Why is the Language of Leadership significant?

Words matter, and clarifying words matters even more.

We often reach a moment in a workshop or team dialogue where someone asks: ‘How do you define management and leadership?’. It’s a highly debated subject matter and would take a PhD thesis to explore; indeed many have. Common responses include:

  • You manage a task; you lead the people
  • You manage a strategy; you lead a vision
  • They are two sides of the same coin
  • You manage internally and lead externally
  • It doesn’t matter, the question is whether you’re achieving targets
  • It’s semantics, they’re the same thing

Ludwig Wittgenstein, a philosopher, asserted language creates and shapes our reality. I believe this is true for us as individuals as well as whole teams and organisations; that words are part of our cultural habits and norms, and the shared meaning we create behind them is part of the engagement, connection, and alignment that can make teams and businesses fly. Or allow for confusion and crossed-wires to abound.
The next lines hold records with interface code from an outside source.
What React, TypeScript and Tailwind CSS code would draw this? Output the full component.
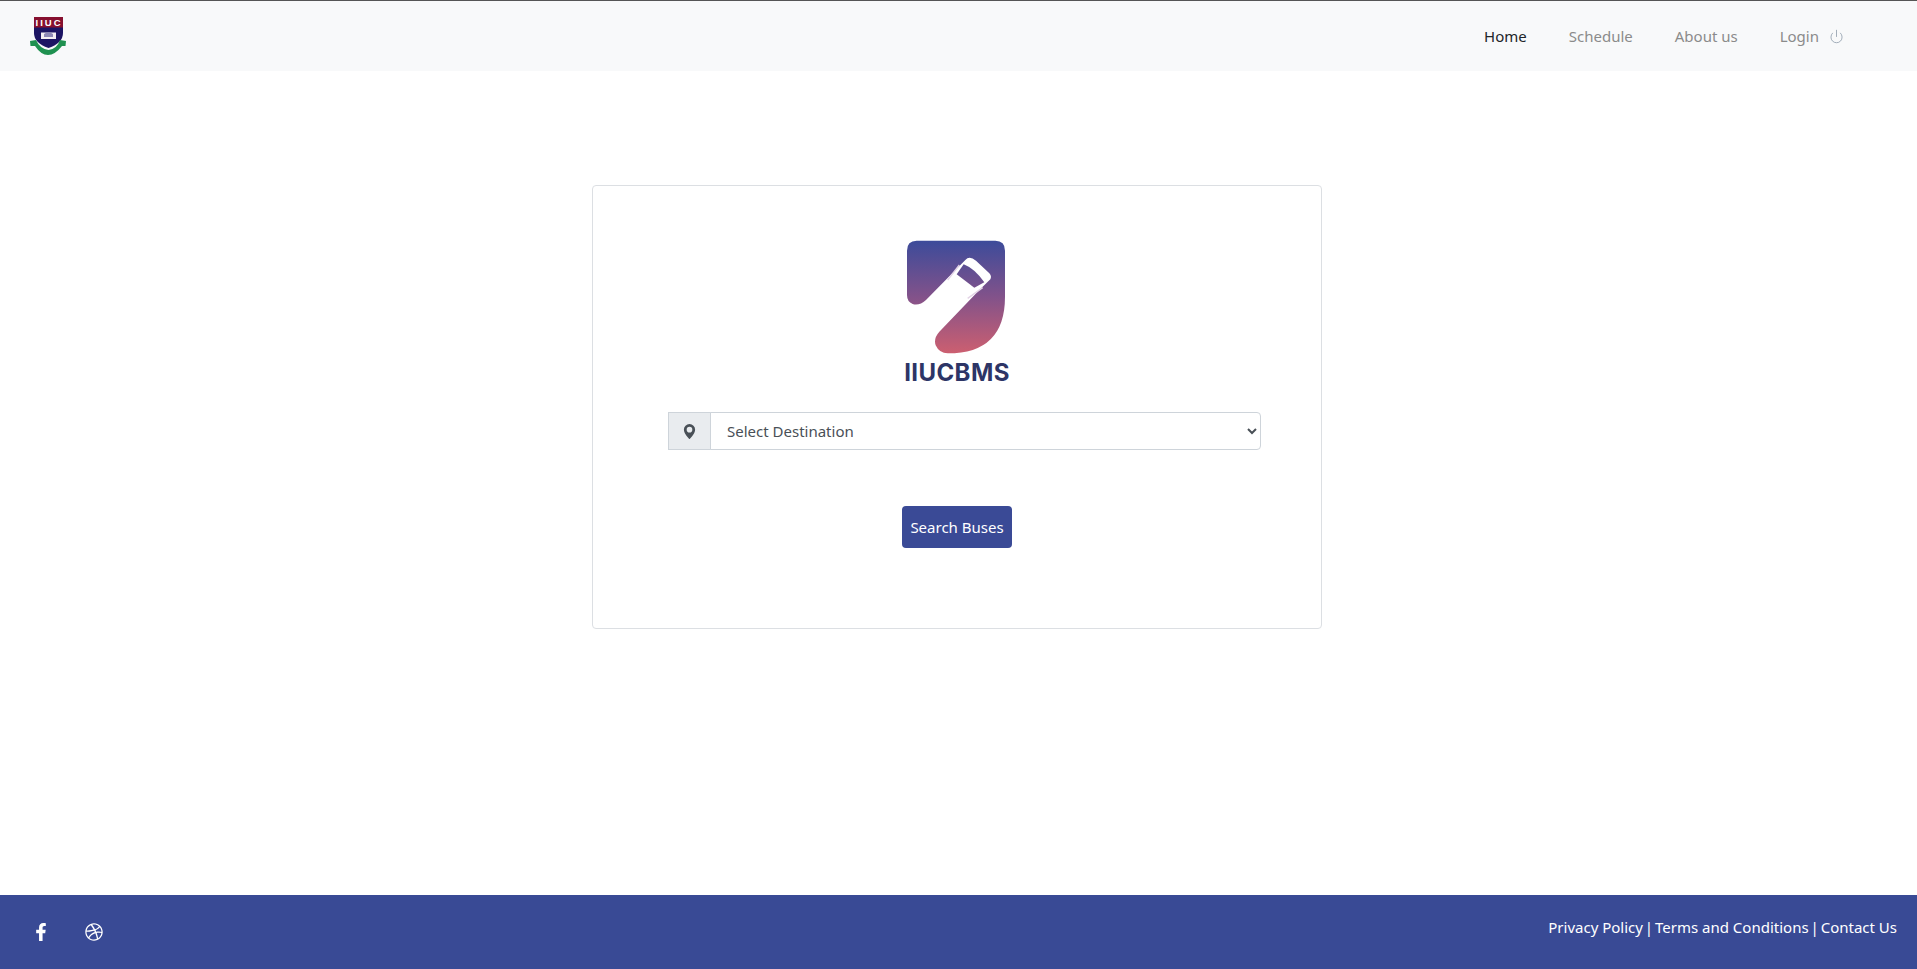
import { Power } from "lucide-react";
import { FaFacebookF, FaDribbble } from "react-icons/fa";
import { BsGeoAltFill } from "react-icons/bs";

function CollegeLogo() {
  return (
    <svg width="38" height="40" viewBox="0 0 38 40" className="block">
      <path d="M5 1 H34 V17 Q34 27 19.5 32 Q5 27 5 17 Z" fill="#1c1463" />
      <rect x="5" y="1" width="29" height="10.5" fill="#86102f" />
      <text x="20" y="9.5" textAnchor="middle" fontSize="9.5" fontWeight="700" fill="#fff" letterSpacing="2" fontFamily="'Liberation Sans', sans-serif">IIUC</text>
      <path d="M12 16.5 H27 V23 H12 Z" fill="#f3eef2" />
      <path d="M15 18 Q19.5 14.5 24 18 V21 H15 Z" fill="#8d88b5" />
      <path d="M1 25 L7 24 Q11 33 19.5 34 Q28 33 31 24 L37 25 L36.5 30 L33 30 Q26 39 19 39 Q12 39 6 30 L1.5 30 Z" fill="#1f9150" />
    </svg>
  );
}

function BusLogo() {
  return (
    <svg width="100" height="114" viewBox="143 60 300 342" className="block">
      <defs>
        <linearGradient id="busGrad" gradientUnits="userSpaceOnUse" x1="0" y1="62" x2="0" y2="400">
          <stop offset="0" stopColor="#3c4b9a" />
          <stop offset="0.5" stopColor="#82528a" />
          <stop offset="1" stopColor="#cc5f70" />
        </linearGradient>
      </defs>
      <path
        d="M172 62 H408 Q437 62 437 92 V230 Q437 400 265 400 Q240 400 229 376 Q222 355 240 335 L360 210 L393 178 Q398 168 390 160 L350 122 Q330 106 318 120 L200 240 Q180 258 160 252 Q143 245 143 225 V92 Q143 62 172 62 Z"
        fill="url(#busGrad)"
      />
      <path d="M313 133 Q345 145 375 187 L345 203 L292 163 Z" fill="url(#busGrad)" />
      <path d="M265 180 L300 135" stroke="#e3d3e6" strokeWidth="4" fill="none" />
      <path d="M325 235 L370 203" stroke="#e3d3e6" strokeWidth="4" fill="none" />
    </svg>
  );
}

export default function App() {
  return (
    <div className="min-h-[969px] flex flex-col bg-white font-['Noto_Sans',sans-serif] text-[15px]">
      <header className="h-[71px] border-t border-[#555] bg-[#f8f9fa] flex items-center justify-between pl-[29px] pr-[73px]">
        <CollegeLogo />
        <nav className="flex items-center gap-[42px] text-[#8b8b8b]">
          <a className="text-[#212529]">Home</a>
          <a>Schedule</a>
          <a>About us</a>
          <a className="flex items-center gap-[10px]">
            Login
            <Power size={15} strokeWidth={1.25} className="text-[#8b99a8]" />
          </a>
        </nav>
      </header>

      <main className="flex-1 flex justify-center items-start pt-[114px]">
        <section className="w-[730px] h-[444px] mr-[3px] border border-[#dcdfe3] rounded-[4px] flex flex-col items-center pt-[54px]">
          <BusLogo />
          <h1 className="mt-[5px] font-['Inter',sans-serif] font-bold text-[24px] tracking-[0.4px] leading-[28px] text-[#2d3566]">IIUCBMS</h1>
          <div className="mt-[25px] ml-[15px] w-[593px] h-[38px] flex">
            <span className="w-[43px] flex items-center justify-center bg-[#e9ecef] border border-[#ced4da] text-[#495057]">
              <BsGeoAltFill size={15} />
            </span>
            <select className="flex-1 -ml-px bg-white border border-[#ced4da] rounded-r-[4px] pl-[12px] pr-[4px] text-[#495057] text-[15px]">
              <option>Select Destination</option>
            </select>
          </div>
          <button className="mt-[56px] w-[110px] h-[42px] rounded-[4px] bg-[#3a4a96] text-white">Search Buses</button>
        </section>
      </main>

      <footer className="h-[74px] bg-[#394a95] flex justify-between pl-[32px] pr-[20px] text-white">
        <div className="flex items-center gap-[35px] text-white">
          <FaFacebookF size={18} />
          <FaDribbble size={18} />
        </div>
        <p className="pt-[21px]">
          Privacy Policy <span className="-mx-[2px]">|</span> Terms and Conditions <span className="-mx-[2px]">|</span> Contact Us
        </p>
      </footer>
    </div>
  );
}
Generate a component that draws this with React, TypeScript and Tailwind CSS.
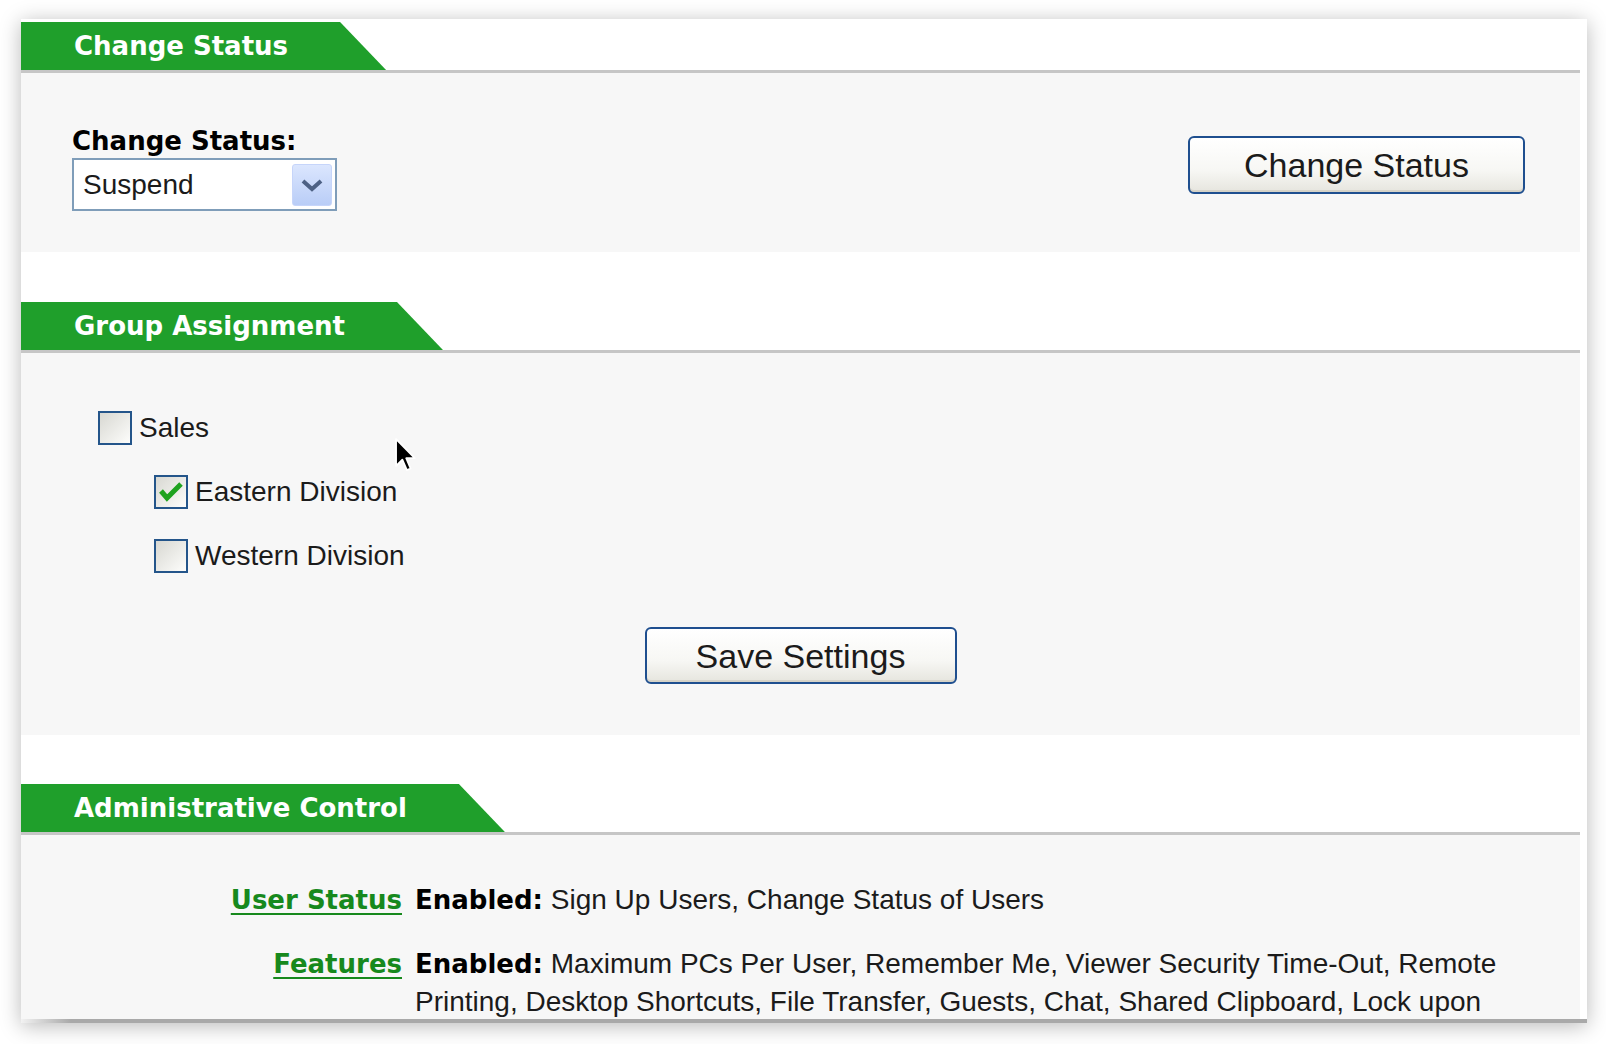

Does language matter only in leadership?

It’s not just the words of ‘management’ and ‘leadership’ that we could define. There are many other ideas, jargon, and lingo we use every day that we skip over, without pausing to check for understanding. How often today have you stopped to ask a colleague “What exactly do you mean by that?”, “Can you provide an example?”, “We seem to be aligned but I just want to check…”.

When it comes to the language of leadership I often ask clients to come up with a metaphor or image to describe what they mean. For example, do you think of your role:

  • As a sports coach, shouting tactics from the sidelines
  • A counsellor, listening deeply, understanding people and asking questions to help them think
  • The director of a movie, giving ‘notes’ and direction to everyone on set
  • The conductor of an orchestra, working in flow with artists to create something beautiful together

What I’m really asking is: How would you illustrate your leadership language?

Working with a metaphor illuminates deeper beliefs and worldviews that are hard to get at with words alone. Creating or choosing pictures, stories, or poems helps surface these long-held and unexplored assumptions. Art and creativity can be a path to expressing what we know or feel but cannot articulate.

Taking time to unpack your language generates a depth of meaning and connection with others. The picture in your mind, often unseen, unexplored, and hidden even to ourselves greatly impacts what you put your focus on, how you take up your role, how others experience you, and ultimately your impact as a leader.

So, what’s my own leadership language?

My own metaphor is taken from human biology, with the idea that we need to attend to the structural as well as muscular aspects of a living system (and many more of course!). The function of management is to attend to the bones and skeletal structure: deliverables, resources, tasks, quality. The function of leadership is attending to the muscles and ligaments that make people and organisations run; that brings those key features to life. It includes the climate of the organisation – the visceral feeling and mood-in-the-room, and how people work together in service of the task at hand. It includes the vision, clarity of purpose, sense of confidence, trust, and robustness of a team.

What’s your language of leadership, and what images or metaphors would you use to illustrate it?